> [Record excerpts]:
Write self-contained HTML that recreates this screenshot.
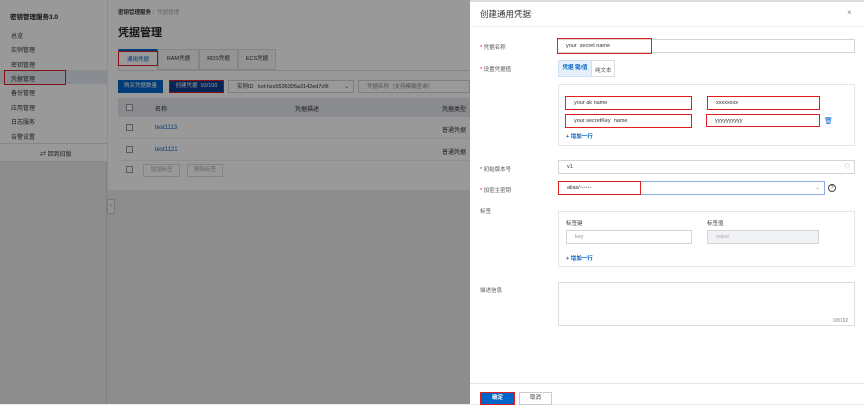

==

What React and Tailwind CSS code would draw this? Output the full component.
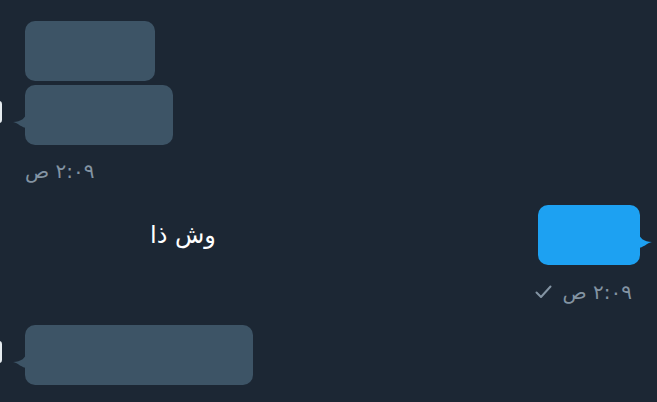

--

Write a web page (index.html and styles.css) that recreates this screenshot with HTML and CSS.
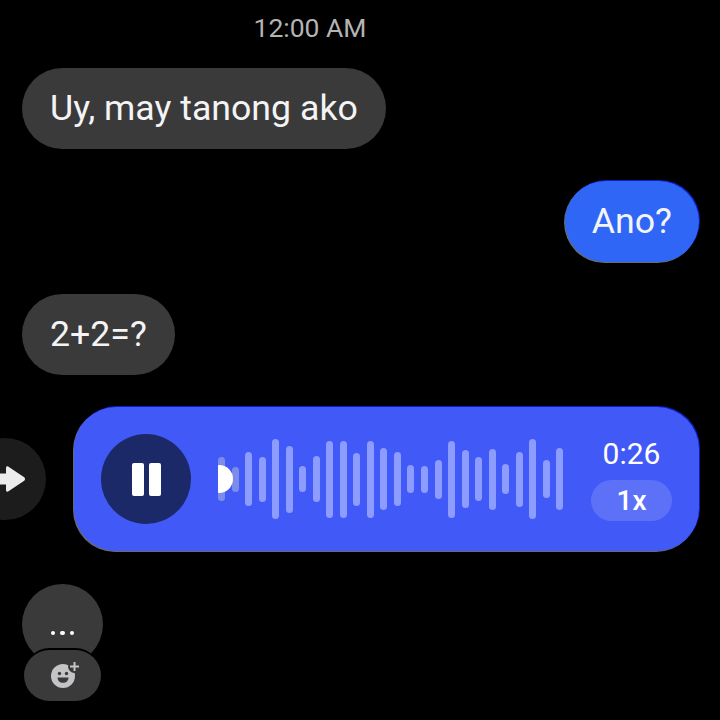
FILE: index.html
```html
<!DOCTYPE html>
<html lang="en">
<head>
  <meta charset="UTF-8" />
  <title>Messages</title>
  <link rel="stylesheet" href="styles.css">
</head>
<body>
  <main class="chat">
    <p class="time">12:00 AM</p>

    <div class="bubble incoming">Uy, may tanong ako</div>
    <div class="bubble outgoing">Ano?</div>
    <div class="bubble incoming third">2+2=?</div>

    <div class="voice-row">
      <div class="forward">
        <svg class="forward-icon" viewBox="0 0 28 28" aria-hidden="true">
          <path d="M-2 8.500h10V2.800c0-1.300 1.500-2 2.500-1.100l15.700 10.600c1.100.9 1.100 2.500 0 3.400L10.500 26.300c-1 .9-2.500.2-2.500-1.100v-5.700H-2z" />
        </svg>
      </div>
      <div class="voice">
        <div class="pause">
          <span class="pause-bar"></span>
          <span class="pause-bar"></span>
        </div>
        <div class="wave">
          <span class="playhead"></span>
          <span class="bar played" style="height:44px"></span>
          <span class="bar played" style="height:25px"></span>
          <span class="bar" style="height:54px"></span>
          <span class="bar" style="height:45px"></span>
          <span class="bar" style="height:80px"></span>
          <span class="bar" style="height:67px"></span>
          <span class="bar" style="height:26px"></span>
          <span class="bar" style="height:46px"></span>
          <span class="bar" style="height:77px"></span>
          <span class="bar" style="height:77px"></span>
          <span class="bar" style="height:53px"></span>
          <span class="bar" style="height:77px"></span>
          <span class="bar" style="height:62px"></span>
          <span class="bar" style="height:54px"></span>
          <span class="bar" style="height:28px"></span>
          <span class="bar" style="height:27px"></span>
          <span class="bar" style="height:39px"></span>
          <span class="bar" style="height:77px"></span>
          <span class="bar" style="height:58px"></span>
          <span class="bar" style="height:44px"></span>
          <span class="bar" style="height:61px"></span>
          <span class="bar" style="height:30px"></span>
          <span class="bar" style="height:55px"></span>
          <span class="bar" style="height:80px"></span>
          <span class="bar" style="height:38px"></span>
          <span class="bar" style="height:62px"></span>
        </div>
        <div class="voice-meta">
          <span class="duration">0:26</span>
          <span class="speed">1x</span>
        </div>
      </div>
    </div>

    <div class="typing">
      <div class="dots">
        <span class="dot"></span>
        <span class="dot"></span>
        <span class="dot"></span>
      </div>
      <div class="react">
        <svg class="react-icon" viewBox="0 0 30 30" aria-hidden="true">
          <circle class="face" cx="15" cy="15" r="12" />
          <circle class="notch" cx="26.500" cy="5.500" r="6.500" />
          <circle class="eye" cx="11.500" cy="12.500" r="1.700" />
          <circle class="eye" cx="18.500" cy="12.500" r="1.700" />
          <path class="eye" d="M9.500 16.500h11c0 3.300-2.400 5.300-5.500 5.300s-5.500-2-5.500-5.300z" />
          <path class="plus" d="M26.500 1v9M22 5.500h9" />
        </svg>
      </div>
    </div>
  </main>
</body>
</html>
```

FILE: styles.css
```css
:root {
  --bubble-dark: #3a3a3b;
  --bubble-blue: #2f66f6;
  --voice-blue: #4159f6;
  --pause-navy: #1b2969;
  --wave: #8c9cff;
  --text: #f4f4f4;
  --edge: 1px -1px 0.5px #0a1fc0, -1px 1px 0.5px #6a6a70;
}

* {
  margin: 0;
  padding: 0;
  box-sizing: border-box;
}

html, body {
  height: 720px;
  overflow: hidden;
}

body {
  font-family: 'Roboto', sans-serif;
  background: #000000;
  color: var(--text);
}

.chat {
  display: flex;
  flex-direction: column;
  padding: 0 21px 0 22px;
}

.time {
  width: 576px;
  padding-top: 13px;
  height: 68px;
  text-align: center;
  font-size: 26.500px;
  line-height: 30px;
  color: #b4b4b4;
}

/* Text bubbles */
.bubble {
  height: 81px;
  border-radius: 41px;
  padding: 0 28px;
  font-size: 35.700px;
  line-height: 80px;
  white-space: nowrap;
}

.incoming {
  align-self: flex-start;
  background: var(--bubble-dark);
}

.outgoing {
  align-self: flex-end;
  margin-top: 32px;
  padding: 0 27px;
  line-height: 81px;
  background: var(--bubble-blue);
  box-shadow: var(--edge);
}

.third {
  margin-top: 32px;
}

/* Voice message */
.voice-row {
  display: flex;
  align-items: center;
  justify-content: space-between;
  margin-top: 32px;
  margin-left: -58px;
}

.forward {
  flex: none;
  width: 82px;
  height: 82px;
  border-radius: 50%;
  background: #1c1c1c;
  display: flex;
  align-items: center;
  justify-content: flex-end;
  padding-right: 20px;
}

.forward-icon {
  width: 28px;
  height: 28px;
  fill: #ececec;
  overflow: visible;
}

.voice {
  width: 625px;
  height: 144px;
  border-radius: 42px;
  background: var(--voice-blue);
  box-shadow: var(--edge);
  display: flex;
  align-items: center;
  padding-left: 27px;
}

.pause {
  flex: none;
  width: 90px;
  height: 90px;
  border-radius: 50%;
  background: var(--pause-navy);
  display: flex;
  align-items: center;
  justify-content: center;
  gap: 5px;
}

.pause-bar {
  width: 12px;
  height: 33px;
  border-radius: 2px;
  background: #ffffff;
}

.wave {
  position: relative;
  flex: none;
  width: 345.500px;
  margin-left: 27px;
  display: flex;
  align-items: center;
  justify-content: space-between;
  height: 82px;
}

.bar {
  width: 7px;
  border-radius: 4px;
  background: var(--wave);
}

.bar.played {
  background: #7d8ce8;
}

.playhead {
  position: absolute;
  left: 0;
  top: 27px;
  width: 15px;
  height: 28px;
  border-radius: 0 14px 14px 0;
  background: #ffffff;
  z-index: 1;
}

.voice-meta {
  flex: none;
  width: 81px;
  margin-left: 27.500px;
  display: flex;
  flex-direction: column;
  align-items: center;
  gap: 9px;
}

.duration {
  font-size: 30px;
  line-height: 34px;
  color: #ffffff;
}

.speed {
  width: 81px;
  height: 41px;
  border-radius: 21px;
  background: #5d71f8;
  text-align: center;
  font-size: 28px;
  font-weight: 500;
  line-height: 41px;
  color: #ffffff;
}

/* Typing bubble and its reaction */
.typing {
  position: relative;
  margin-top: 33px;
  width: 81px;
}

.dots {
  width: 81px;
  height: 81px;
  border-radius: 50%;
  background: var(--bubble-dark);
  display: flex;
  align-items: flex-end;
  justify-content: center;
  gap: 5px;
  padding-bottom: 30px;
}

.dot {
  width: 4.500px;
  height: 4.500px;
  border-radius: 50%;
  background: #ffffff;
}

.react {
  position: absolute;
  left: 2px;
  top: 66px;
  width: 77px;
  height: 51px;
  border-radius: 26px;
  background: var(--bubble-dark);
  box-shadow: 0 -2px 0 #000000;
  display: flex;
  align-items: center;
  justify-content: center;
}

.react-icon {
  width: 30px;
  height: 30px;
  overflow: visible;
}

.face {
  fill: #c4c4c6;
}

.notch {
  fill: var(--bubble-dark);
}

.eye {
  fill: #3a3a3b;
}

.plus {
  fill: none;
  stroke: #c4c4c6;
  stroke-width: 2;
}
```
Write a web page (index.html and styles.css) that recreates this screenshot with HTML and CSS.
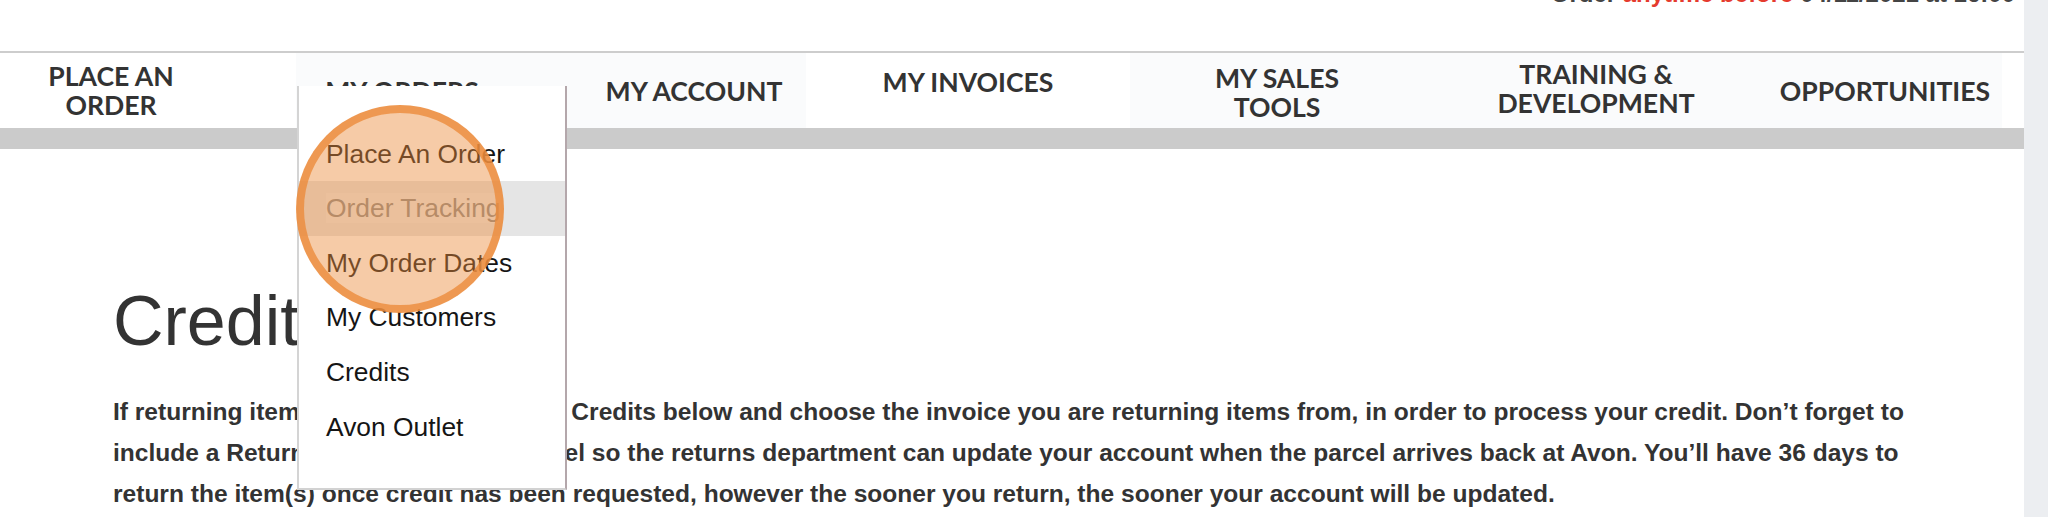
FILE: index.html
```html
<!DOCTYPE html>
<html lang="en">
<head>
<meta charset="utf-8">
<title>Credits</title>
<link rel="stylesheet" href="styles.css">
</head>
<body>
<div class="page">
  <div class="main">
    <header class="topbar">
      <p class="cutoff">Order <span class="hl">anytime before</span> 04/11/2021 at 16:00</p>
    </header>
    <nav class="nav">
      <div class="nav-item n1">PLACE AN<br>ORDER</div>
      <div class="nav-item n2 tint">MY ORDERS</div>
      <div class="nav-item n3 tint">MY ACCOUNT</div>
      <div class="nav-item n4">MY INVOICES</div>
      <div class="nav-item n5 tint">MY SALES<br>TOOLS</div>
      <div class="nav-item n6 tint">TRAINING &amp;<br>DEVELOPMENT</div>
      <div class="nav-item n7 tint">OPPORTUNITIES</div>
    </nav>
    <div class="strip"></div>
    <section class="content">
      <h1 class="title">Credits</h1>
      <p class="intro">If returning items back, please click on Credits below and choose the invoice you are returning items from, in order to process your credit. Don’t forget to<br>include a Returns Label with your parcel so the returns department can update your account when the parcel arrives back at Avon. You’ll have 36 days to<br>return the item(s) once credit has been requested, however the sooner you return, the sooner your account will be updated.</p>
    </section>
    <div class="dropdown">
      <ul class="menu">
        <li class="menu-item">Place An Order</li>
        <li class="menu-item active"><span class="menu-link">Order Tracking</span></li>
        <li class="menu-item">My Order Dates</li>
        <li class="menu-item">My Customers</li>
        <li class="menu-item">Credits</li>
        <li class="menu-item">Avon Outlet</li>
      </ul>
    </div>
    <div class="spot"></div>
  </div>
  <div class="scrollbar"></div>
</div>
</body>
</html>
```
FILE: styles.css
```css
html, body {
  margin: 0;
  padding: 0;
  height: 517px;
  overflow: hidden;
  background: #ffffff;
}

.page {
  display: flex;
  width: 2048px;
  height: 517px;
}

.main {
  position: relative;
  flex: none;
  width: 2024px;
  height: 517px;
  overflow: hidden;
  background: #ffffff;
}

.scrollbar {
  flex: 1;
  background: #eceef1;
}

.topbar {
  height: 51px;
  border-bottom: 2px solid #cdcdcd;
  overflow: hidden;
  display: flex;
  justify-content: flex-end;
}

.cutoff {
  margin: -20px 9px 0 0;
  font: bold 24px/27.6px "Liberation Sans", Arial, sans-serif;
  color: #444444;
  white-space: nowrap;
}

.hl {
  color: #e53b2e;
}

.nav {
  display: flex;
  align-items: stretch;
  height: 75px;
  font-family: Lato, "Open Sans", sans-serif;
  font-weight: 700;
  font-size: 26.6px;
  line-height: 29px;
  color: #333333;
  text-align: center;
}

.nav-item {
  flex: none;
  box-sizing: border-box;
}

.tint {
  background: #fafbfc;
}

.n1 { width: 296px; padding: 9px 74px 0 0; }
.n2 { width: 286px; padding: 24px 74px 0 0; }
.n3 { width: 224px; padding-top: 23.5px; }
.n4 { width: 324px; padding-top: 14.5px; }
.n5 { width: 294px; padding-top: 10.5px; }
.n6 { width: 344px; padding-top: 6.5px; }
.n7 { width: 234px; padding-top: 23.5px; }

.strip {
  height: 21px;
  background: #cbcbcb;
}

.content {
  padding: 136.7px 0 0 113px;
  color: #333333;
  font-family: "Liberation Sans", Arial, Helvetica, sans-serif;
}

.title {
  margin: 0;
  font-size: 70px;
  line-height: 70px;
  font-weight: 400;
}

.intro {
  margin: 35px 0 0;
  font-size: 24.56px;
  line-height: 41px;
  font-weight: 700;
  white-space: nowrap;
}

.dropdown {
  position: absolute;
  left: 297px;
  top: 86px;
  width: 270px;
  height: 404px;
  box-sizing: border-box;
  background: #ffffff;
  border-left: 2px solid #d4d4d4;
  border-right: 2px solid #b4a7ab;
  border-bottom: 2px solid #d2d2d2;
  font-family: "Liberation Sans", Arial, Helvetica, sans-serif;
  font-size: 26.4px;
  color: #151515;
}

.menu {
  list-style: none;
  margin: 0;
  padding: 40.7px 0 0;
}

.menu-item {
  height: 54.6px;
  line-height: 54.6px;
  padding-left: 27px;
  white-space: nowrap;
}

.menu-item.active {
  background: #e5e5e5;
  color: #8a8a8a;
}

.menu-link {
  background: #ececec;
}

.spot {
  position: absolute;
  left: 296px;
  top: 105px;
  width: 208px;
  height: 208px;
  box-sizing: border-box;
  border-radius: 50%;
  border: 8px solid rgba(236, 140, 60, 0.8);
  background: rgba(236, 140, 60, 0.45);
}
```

> [Short exercise]: Using the listing above, show each line holding the string "page".

> [Response to the exercise]:
Write a web page (index.html and styles.css) that recreates this screenshot with HTML and CSS.
Write a web page (index.html and styles.css) that recreates this screenshot with HTML and CSS.
<div class="page">
.page {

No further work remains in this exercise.